Return only the count of lines in which the word "styles" appears.

----

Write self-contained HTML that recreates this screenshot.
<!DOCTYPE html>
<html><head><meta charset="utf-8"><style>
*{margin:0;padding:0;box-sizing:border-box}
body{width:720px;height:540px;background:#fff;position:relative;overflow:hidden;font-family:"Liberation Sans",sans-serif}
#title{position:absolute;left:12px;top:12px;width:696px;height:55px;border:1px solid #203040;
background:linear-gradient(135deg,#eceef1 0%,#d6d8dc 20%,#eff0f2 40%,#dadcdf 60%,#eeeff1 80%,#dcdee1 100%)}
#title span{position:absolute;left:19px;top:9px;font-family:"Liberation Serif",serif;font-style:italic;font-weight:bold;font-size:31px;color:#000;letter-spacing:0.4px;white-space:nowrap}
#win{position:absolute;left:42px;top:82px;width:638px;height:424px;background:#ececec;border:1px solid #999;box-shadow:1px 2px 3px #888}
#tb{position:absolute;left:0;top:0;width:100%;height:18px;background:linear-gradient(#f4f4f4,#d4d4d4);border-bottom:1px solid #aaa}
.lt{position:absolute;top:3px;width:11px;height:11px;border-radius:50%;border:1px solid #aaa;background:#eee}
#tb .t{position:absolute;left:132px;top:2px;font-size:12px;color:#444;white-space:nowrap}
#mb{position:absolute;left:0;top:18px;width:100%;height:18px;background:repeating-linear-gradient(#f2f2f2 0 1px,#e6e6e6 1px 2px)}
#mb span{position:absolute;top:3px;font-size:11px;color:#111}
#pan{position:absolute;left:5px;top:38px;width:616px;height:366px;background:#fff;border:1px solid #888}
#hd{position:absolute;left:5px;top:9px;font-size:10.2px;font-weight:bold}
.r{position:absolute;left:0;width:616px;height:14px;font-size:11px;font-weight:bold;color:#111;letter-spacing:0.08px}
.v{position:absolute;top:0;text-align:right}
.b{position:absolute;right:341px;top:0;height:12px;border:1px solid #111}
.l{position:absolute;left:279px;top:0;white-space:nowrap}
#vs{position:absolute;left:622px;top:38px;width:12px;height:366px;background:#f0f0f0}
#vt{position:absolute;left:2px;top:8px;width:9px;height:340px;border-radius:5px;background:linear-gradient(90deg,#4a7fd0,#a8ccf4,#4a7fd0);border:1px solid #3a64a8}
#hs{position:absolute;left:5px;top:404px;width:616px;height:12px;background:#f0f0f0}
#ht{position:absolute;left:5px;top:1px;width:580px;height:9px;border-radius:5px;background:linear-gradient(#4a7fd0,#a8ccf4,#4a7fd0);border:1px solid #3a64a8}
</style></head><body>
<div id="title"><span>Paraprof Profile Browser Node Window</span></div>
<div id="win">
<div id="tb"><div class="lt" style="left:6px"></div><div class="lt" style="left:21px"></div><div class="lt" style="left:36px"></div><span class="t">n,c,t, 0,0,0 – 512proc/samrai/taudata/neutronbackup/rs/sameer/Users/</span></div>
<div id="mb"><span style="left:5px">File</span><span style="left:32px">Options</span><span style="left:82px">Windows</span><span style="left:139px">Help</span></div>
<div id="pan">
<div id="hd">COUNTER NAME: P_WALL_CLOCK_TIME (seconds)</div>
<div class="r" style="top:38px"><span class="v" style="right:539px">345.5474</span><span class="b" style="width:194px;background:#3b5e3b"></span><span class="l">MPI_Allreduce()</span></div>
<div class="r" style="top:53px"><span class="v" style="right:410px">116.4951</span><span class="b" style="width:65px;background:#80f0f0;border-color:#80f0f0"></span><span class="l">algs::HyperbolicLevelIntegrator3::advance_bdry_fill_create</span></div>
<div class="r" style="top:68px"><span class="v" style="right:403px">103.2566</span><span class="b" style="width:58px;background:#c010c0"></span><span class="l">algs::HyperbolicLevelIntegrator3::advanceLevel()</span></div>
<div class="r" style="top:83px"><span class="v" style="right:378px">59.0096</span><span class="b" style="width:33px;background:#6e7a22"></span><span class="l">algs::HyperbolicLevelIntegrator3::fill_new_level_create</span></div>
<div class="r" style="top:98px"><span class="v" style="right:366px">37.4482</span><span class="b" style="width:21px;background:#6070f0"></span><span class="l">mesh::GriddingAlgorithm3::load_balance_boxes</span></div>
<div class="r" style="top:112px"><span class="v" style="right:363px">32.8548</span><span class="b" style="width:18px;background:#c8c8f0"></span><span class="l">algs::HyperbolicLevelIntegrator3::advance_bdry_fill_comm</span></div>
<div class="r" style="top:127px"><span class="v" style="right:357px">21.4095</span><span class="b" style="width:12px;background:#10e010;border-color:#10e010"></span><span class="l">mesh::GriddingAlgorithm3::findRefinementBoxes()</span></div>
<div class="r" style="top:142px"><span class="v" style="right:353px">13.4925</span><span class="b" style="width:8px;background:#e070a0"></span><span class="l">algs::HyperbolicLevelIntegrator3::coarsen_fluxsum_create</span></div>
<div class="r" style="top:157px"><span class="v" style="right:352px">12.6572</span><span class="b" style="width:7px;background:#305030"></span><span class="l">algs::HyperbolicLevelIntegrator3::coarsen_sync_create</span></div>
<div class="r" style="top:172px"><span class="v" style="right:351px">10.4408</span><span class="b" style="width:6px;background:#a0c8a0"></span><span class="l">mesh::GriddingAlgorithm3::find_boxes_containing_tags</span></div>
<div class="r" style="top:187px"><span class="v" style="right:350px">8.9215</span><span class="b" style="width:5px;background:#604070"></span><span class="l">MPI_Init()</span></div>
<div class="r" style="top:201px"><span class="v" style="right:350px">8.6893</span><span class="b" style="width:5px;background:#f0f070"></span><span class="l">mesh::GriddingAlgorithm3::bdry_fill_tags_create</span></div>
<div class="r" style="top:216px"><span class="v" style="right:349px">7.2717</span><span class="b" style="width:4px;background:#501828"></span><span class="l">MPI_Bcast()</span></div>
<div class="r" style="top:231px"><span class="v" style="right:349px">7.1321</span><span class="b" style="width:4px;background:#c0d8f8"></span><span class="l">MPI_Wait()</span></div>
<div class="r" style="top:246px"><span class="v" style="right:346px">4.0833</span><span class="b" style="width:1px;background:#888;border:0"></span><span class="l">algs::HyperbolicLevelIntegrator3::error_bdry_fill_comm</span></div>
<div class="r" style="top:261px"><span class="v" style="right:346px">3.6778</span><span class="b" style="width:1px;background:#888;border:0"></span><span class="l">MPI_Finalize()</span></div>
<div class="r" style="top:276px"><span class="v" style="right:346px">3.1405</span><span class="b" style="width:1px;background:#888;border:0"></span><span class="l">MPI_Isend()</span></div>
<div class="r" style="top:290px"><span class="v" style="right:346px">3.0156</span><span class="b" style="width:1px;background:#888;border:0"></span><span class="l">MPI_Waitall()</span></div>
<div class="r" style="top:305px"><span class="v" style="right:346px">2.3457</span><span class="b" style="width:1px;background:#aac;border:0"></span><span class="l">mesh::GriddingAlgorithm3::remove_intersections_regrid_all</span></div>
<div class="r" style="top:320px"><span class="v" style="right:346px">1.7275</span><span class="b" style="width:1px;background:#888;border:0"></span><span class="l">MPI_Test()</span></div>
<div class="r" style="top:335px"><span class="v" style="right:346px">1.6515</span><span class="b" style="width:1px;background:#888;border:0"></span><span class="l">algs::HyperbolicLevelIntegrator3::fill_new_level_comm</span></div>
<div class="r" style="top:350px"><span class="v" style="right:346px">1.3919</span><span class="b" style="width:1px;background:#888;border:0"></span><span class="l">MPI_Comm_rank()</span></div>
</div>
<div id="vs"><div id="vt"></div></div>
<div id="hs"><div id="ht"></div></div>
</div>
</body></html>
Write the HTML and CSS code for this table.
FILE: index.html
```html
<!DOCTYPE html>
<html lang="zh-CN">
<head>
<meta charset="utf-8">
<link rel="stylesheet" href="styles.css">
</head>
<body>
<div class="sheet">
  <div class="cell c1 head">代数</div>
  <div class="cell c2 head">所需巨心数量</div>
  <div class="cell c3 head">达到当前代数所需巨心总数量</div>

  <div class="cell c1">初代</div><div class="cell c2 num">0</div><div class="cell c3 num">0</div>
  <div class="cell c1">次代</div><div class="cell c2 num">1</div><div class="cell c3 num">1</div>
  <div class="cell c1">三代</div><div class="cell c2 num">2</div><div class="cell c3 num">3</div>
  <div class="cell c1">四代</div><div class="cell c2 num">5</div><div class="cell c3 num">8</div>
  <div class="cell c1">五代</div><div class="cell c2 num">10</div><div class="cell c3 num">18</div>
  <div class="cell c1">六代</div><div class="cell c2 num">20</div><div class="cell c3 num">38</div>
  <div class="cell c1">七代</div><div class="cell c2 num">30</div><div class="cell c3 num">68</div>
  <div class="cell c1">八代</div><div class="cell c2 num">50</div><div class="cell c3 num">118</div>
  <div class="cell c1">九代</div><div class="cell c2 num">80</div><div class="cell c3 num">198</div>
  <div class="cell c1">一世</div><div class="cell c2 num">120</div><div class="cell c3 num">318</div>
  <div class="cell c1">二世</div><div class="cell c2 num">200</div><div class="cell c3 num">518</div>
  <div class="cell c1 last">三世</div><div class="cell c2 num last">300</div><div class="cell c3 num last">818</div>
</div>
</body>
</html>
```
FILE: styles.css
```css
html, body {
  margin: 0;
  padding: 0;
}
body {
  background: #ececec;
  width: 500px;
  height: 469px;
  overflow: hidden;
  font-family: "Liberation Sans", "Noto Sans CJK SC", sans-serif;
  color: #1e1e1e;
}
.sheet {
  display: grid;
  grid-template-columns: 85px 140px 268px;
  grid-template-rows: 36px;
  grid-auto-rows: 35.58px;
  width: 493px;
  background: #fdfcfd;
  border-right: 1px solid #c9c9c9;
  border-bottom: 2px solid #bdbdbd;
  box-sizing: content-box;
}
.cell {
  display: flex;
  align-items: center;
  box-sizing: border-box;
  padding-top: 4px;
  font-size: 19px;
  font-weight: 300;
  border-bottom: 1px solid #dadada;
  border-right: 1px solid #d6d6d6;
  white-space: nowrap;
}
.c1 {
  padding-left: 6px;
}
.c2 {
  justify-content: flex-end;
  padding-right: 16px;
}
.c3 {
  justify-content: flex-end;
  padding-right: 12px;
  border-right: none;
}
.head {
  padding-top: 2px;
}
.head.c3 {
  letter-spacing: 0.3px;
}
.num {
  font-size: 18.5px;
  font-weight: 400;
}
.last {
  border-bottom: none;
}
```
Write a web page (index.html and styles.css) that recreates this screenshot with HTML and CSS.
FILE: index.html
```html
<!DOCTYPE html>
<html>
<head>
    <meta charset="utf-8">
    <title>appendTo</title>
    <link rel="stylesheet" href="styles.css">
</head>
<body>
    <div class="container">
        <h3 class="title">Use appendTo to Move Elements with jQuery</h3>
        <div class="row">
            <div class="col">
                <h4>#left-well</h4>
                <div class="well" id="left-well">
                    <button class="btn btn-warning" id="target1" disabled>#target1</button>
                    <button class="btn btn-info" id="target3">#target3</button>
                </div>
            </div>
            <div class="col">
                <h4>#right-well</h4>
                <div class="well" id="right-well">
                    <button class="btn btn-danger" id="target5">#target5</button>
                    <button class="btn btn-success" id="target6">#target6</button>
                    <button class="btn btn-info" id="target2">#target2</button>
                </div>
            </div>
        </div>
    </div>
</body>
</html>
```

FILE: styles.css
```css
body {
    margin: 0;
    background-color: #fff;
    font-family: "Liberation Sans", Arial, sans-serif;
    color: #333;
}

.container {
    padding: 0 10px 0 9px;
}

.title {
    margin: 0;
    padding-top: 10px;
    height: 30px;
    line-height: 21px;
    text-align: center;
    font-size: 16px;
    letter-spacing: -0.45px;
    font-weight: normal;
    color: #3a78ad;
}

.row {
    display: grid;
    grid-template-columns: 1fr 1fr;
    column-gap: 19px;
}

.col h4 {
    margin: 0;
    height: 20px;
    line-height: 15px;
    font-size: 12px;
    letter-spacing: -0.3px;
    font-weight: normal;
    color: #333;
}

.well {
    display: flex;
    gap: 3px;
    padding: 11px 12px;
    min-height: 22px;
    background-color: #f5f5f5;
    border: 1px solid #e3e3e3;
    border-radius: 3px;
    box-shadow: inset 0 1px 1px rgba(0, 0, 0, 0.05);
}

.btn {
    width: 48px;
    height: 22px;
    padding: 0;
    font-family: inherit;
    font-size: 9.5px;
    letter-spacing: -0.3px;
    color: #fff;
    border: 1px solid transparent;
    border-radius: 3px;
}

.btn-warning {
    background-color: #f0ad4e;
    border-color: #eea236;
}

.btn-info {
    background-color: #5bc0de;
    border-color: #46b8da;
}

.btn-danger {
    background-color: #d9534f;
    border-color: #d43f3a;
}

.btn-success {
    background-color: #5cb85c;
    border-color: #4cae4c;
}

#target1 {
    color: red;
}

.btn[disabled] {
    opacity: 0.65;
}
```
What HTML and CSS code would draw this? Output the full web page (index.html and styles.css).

----

▶ In response: 6